# WHAT YOU WILL DO:
Pictures do not belong in your copy. Repeat all the other data exactly.

# RECORDED DATA:
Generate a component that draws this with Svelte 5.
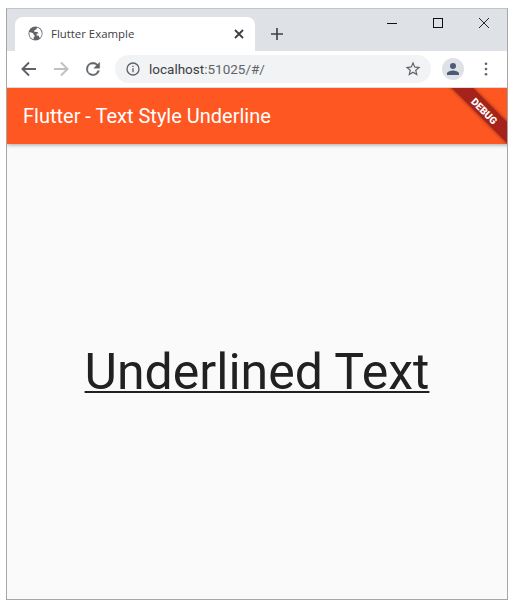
<script>
  const title = "Flutter Example";
</script>

<div class="window">
  <div class="tabstrip">
    <div class="tab">
      <svg class="globe" viewBox="0 0 16 16" width="15" height="15"><circle cx="8" cy="8" r="7.500" fill="#5f6368"/><path fill="#fff" d="M1.500 6.500L5 7.500l2 2.500v1.500l-1 .5v2.300A6.600 6.600 0 0 1 1.500 8.500zM9.500 1.700L9.200 3.500 7 4.200 6.500 6l3.500.3L11.500 8h-2l-.5 2 2.500.4.500 1.800 1 .3A6.600 6.600 0 0 0 9.500 1.700z"/></svg>
      <span class="tab-title">{title}</span>
      <svg class="tab-close" viewBox="0 0 10 10" width="10" height="10"><path d="M1 1l8 8M9 1L1 9" stroke="#3c4043" stroke-width="1.800" fill="none"/></svg>
    </div>
    <svg class="newtab" viewBox="0 0 12 12" width="12" height="12"><path d="M6 0v12M0 6h12" stroke="#3c4043" stroke-width="1.600" fill="none"/></svg>
    <div class="winbtns">
      <svg viewBox="0 0 10 10" width="10" height="10"><path d="M0 5.500h10" stroke="#111" fill="none"/></svg>
      <svg viewBox="0 0 10 10" width="10" height="10"><rect x=".5" y=".5" width="9" height="9" stroke="#111" fill="none"/></svg>
      <svg viewBox="0 0 10 10" width="10" height="10"><path d="M0 0l10 10M10 0L0 10" stroke="#111" stroke-width=".9" fill="none"/></svg>
    </div>
  </div>

  <div class="toolbar">
    <svg class="nav" viewBox="0 0 20 20" width="20" height="20"><path d="M17 10H4M10 3.500L3.500 10l6.500 6.500" stroke="#5f6368" stroke-width="2" fill="none"/></svg>
    <svg class="nav" viewBox="0 0 20 20" width="20" height="20"><path d="M3 10h13M10 3.500l6.500 6.500-6.500 6.500" stroke="#bdc1c6" stroke-width="2" fill="none"/></svg>
    <svg class="nav" viewBox="0 0 24 24" width="20" height="20"><path fill="#5f6368" d="M17.650 6.350A7.960 7.960 0 0 0 12 4a8 8 0 1 0 7.730 10h-2.280A6 6 0 1 1 12 6.100c1.660 0 3.140.6 4.220 1.680L13 11h7V4l-2.350 2.350z" stroke="#5f6368" stroke-width=".5"/></svg>
    <div class="omnibox">
      <svg viewBox="0 0 24 24" width="16" height="16"><path fill="#5f6368" d="M11 7h2v2h-2zm0 4h2v6h-2zm1-9a10 10 0 1 0 0 20 10 10 0 0 0 0-20zm0 18a8 8 0 1 1 0-16 8 8 0 0 1 0 16z"/></svg>
      <span class="url">localhost<span class="url-rest">:51025/#/</span></span>
      <svg class="star" viewBox="0 0 24 24" width="18" height="18"><path fill="#5f6368" d="M22 9.240l-7.190-.62L12 2 9.190 8.630 2 9.240l5.460 4.730L5.820 21 12 17.270 18.180 21l-1.630-7.030L22 9.240zM12 15.400l-3.760 2.270 1-4.280-3.320-2.880 4.380-.38L12 6.100l1.710 4.040 4.380.38-3.320 2.880 1 4.280L12 15.400z"/></svg>
    </div>
    <div class="avatar">
      <svg viewBox="0 0 24 24" width="18" height="18"><path fill="#4b5a75" d="M12 12a4 4 0 1 0 0-8 4 4 0 0 0 0 8zm0 2c-2.700 0-8 1.340-8 4v2h16v-2c0-2.660-5.300-4-8-4z"/></svg>
    </div>
    <svg class="menu" viewBox="0 0 4 16" width="4" height="14"><circle cx="2" cy="2" r="1.500" fill="#5f6368"/><circle cx="2" cy="8" r="1.500" fill="#5f6368"/><circle cx="2" cy="14" r="1.500" fill="#5f6368"/></svg>
  </div>

  <div class="page">
    <header class="appbar">Flutter - Text Style Underline</header>
    <main class="content">
      <span class="underlined">Underlined Text</span>
    </main>
    <div class="debug"><span>DEBUG</span></div>
  </div>
</div>

<style>
  :global(body) {
    background: #fff;
    font-family: Roboto, "Liberation Sans", sans-serif;
  }
  .window {
    box-sizing: border-box;
    width: 502px;
    height: 592px;
    margin: 8px 0 0 6px;
    border: 1px solid #a6a6a6;
    border-top-color: #c4c4c4;
    display: flex;
    flex-direction: column;
    overflow: hidden;
  }
  .tabstrip {
    height: 42px;
    flex: none;
    background: #dee1e6;
    display: flex;
    align-items: flex-end;
    padding-left: 8px;
    position: relative;
  }
  .tab {
    box-sizing: border-box;
    width: 240px;
    height: 34px;
    background: #fff;
    border-radius: 8px 8px 0 0;
    display: flex;
    align-items: center;
    padding: 0 11px 1px 13px;
  }
  .tab-title {
    margin-left: 8px;
    flex: 1;
    font-family: "Open Sans", "Liberation Sans", sans-serif;
    font-size: 11.400px;
    color: #3c4043;
  }
  .newtab {
    margin: 0 0 11px 16px;
  }
  .winbtns {
    position: absolute;
    top: 9px;
    right: 18px;
    display: flex;
    gap: 36px;
  }
  .toolbar {
    flex: none;
    box-sizing: border-box;
    background: #fff;
    border-bottom: 1px solid #dadce0;
    display: flex;
    align-items: center;
    padding-left: 12px;
    height: 37px;
  }
  .nav {
    margin-right: 12px;
  }
  .omnibox {
    box-sizing: border-box;
    width: 316px;
    height: 28px;
    background: #f1f3f4;
    border-radius: 14px;
    display: flex;
    align-items: center;
    padding: 0 9px 0 10px;
  }
  .url {
    flex: 1;
    margin-left: 8px;
    font-family: Roboto, "Liberation Sans", sans-serif;
    font-size: 13.500px;
    color: #3c4043;
  }
  .url-rest {
    color: #5f6368;
  }
  .avatar {
    width: 22px;
    height: 22px;
    margin-left: 11px;
    border-radius: 50%;
    background: #dee1e6;
    display: flex;
    align-items: center;
    justify-content: center;
  }
  .menu {
    margin-left: 20px;
  }
  .page {
    flex: 1;
    display: flex;
    flex-direction: column;
    background: #fafafa;
    position: relative;
    overflow: hidden;
  }
  .appbar {
    height: 56px;
    flex: none;
    box-sizing: border-box;
    background: #ff5722;
    color: #fff;
    font-size: 20px;
    line-height: 56px;
    padding-left: 16px;
    box-shadow: 0 1px 4px rgba(0, 0, 0, 0.35);
  }
  .content {
    flex: 1;
    display: flex;
    align-items: center;
    justify-content: center;
  }
  .underlined {
    font-size: 50px;
    color: #212121;
    text-decoration: underline;
    text-decoration-thickness: 2px;
    text-underline-offset: 2px;
  }
  .debug {
    position: absolute;
    top: 15px;
    right: -23px;
    width: 90px;
    height: 15px;
    transform: rotate(45deg);
    background: #a5231a;
    box-shadow: 0 0 4px rgba(0, 0, 0, 0.5);
    display: flex;
    align-items: center;
    justify-content: center;
  }
  .debug span {
    color: #fff;
    font-family: Roboto, "Liberation Sans", sans-serif;
    font-size: 10px;
    font-weight: 900;
    margin-top: 1px;
  }
</style>
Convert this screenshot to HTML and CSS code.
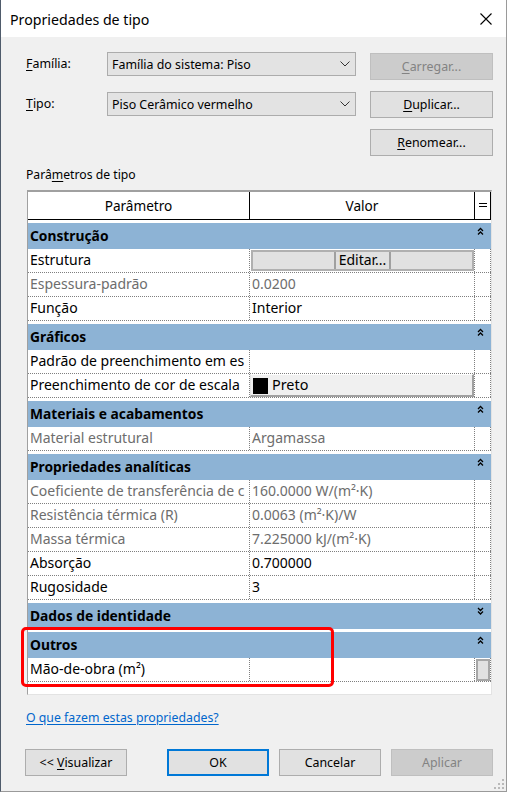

# SOLUTION FOR THIS EXERCISE:
Generate a component that draws this with Svelte 5.
<script>
  const title = "Flutter Example";
</script>

<div class="window">
  <div class="tabstrip">
    <div class="tab">
      <svg class="globe" viewBox="0 0 16 16" width="15" height="15"><circle cx="8" cy="8" r="7.500" fill="#5f6368"/><path fill="#fff" d="M1.500 6.500L5 7.500l2 2.500v1.500l-1 .5v2.300A6.600 6.600 0 0 1 1.500 8.500zM9.500 1.700L9.200 3.500 7 4.200 6.500 6l3.500.3L11.500 8h-2l-.5 2 2.500.4.500 1.800 1 .3A6.600 6.600 0 0 0 9.500 1.700z"/></svg>
      <span class="tab-title">{title}</span>
      <svg class="tab-close" viewBox="0 0 10 10" width="10" height="10"><path d="M1 1l8 8M9 1L1 9" stroke="#3c4043" stroke-width="1.800" fill="none"/></svg>
    </div>
    <svg class="newtab" viewBox="0 0 12 12" width="12" height="12"><path d="M6 0v12M0 6h12" stroke="#3c4043" stroke-width="1.600" fill="none"/></svg>
    <div class="winbtns">
      <svg viewBox="0 0 10 10" width="10" height="10"><path d="M0 5.500h10" stroke="#111" fill="none"/></svg>
      <svg viewBox="0 0 10 10" width="10" height="10"><rect x=".5" y=".5" width="9" height="9" stroke="#111" fill="none"/></svg>
      <svg viewBox="0 0 10 10" width="10" height="10"><path d="M0 0l10 10M10 0L0 10" stroke="#111" stroke-width=".9" fill="none"/></svg>
    </div>
  </div>

  <div class="toolbar">
    <svg class="nav" viewBox="0 0 20 20" width="20" height="20"><path d="M17 10H4M10 3.500L3.500 10l6.500 6.500" stroke="#5f6368" stroke-width="2" fill="none"/></svg>
    <svg class="nav" viewBox="0 0 20 20" width="20" height="20"><path d="M3 10h13M10 3.500l6.500 6.500-6.500 6.500" stroke="#bdc1c6" stroke-width="2" fill="none"/></svg>
    <svg class="nav" viewBox="0 0 24 24" width="20" height="20"><path fill="#5f6368" d="M17.650 6.350A7.960 7.960 0 0 0 12 4a8 8 0 1 0 7.730 10h-2.280A6 6 0 1 1 12 6.100c1.660 0 3.140.6 4.220 1.680L13 11h7V4l-2.350 2.350z" stroke="#5f6368" stroke-width=".5"/></svg>
    <div class="omnibox">
      <svg viewBox="0 0 24 24" width="16" height="16"><path fill="#5f6368" d="M11 7h2v2h-2zm0 4h2v6h-2zm1-9a10 10 0 1 0 0 20 10 10 0 0 0 0-20zm0 18a8 8 0 1 1 0-16 8 8 0 0 1 0 16z"/></svg>
      <span class="url">localhost<span class="url-rest">:51025/#/</span></span>
      <svg class="star" viewBox="0 0 24 24" width="18" height="18"><path fill="#5f6368" d="M22 9.240l-7.190-.62L12 2 9.190 8.630 2 9.240l5.460 4.730L5.820 21 12 17.270 18.180 21l-1.630-7.030L22 9.240zM12 15.400l-3.760 2.270 1-4.280-3.320-2.880 4.380-.38L12 6.100l1.710 4.040 4.380.38-3.320 2.880 1 4.280L12 15.400z"/></svg>
    </div>
    <div class="avatar">
      <svg viewBox="0 0 24 24" width="18" height="18"><path fill="#4b5a75" d="M12 12a4 4 0 1 0 0-8 4 4 0 0 0 0 8zm0 2c-2.700 0-8 1.340-8 4v2h16v-2c0-2.660-5.300-4-8-4z"/></svg>
    </div>
    <svg class="menu" viewBox="0 0 4 16" width="4" height="14"><circle cx="2" cy="2" r="1.500" fill="#5f6368"/><circle cx="2" cy="8" r="1.500" fill="#5f6368"/><circle cx="2" cy="14" r="1.500" fill="#5f6368"/></svg>
  </div>

  <div class="page">
    <header class="appbar">Flutter - Text Style Underline</header>
    <main class="content">
      <span class="underlined">Underlined Text</span>
    </main>
    <div class="debug"><span>DEBUG</span></div>
  </div>
</div>

<style>
  :global(body) {
    background: #fff;
    font-family: Roboto, "Liberation Sans", sans-serif;
  }
  .window {
    box-sizing: border-box;
    width: 502px;
    height: 592px;
    margin: 8px 0 0 6px;
    border: 1px solid #a6a6a6;
    border-top-color: #c4c4c4;
    display: flex;
    flex-direction: column;
    overflow: hidden;
  }
  .tabstrip {
    height: 42px;
    flex: none;
    background: #dee1e6;
    display: flex;
    align-items: flex-end;
    padding-left: 8px;
    position: relative;
  }
  .tab {
    box-sizing: border-box;
    width: 240px;
    height: 34px;
    background: #fff;
    border-radius: 8px 8px 0 0;
    display: flex;
    align-items: center;
    padding: 0 11px 1px 13px;
  }
  .tab-title {
    margin-left: 8px;
    flex: 1;
    font-family: "Open Sans", "Liberation Sans", sans-serif;
    font-size: 11.400px;
    color: #3c4043;
  }
  .newtab {
    margin: 0 0 11px 16px;
  }
  .winbtns {
    position: absolute;
    top: 9px;
    right: 18px;
    display: flex;
    gap: 36px;
  }
  .toolbar {
    flex: none;
    box-sizing: border-box;
    background: #fff;
    border-bottom: 1px solid #dadce0;
    display: flex;
    align-items: center;
    padding-left: 12px;
    height: 37px;
  }
  .nav {
    margin-right: 12px;
  }
  .omnibox {
    box-sizing: border-box;
    width: 316px;
    height: 28px;
    background: #f1f3f4;
    border-radius: 14px;
    display: flex;
    align-items: center;
    padding: 0 9px 0 10px;
  }
  .url {
    flex: 1;
    margin-left: 8px;
    font-family: Roboto, "Liberation Sans", sans-serif;
    font-size: 13.500px;
    color: #3c4043;
  }
  .url-rest {
    color: #5f6368;
  }
  .avatar {
    width: 22px;
    height: 22px;
    margin-left: 11px;
    border-radius: 50%;
    background: #dee1e6;
    display: flex;
    align-items: center;
    justify-content: center;
  }
  .menu {
    margin-left: 20px;
  }
  .page {
    flex: 1;
    display: flex;
    flex-direction: column;
    background: #fafafa;
    position: relative;
    overflow: hidden;
  }
  .appbar {
    height: 56px;
    flex: none;
    box-sizing: border-box;
    background: #ff5722;
    color: #fff;
    font-size: 20px;
    line-height: 56px;
    padding-left: 16px;
    box-shadow: 0 1px 4px rgba(0, 0, 0, 0.35);
  }
  .content {
    flex: 1;
    display: flex;
    align-items: center;
    justify-content: center;
  }
  .underlined {
    font-size: 50px;
    color: #212121;
    text-decoration: underline;
    text-decoration-thickness: 2px;
    text-underline-offset: 2px;
  }
  .debug {
    position: absolute;
    top: 15px;
    right: -23px;
    width: 90px;
    height: 15px;
    transform: rotate(45deg);
    background: #a5231a;
    box-shadow: 0 0 4px rgba(0, 0, 0, 0.5);
    display: flex;
    align-items: center;
    justify-content: center;
  }
  .debug span {
    color: #fff;
    font-family: Roboto, "Liberation Sans", sans-serif;
    font-size: 10px;
    font-weight: 900;
    margin-top: 1px;
  }
</style>
Convert this screenshot to HTML and CSS code.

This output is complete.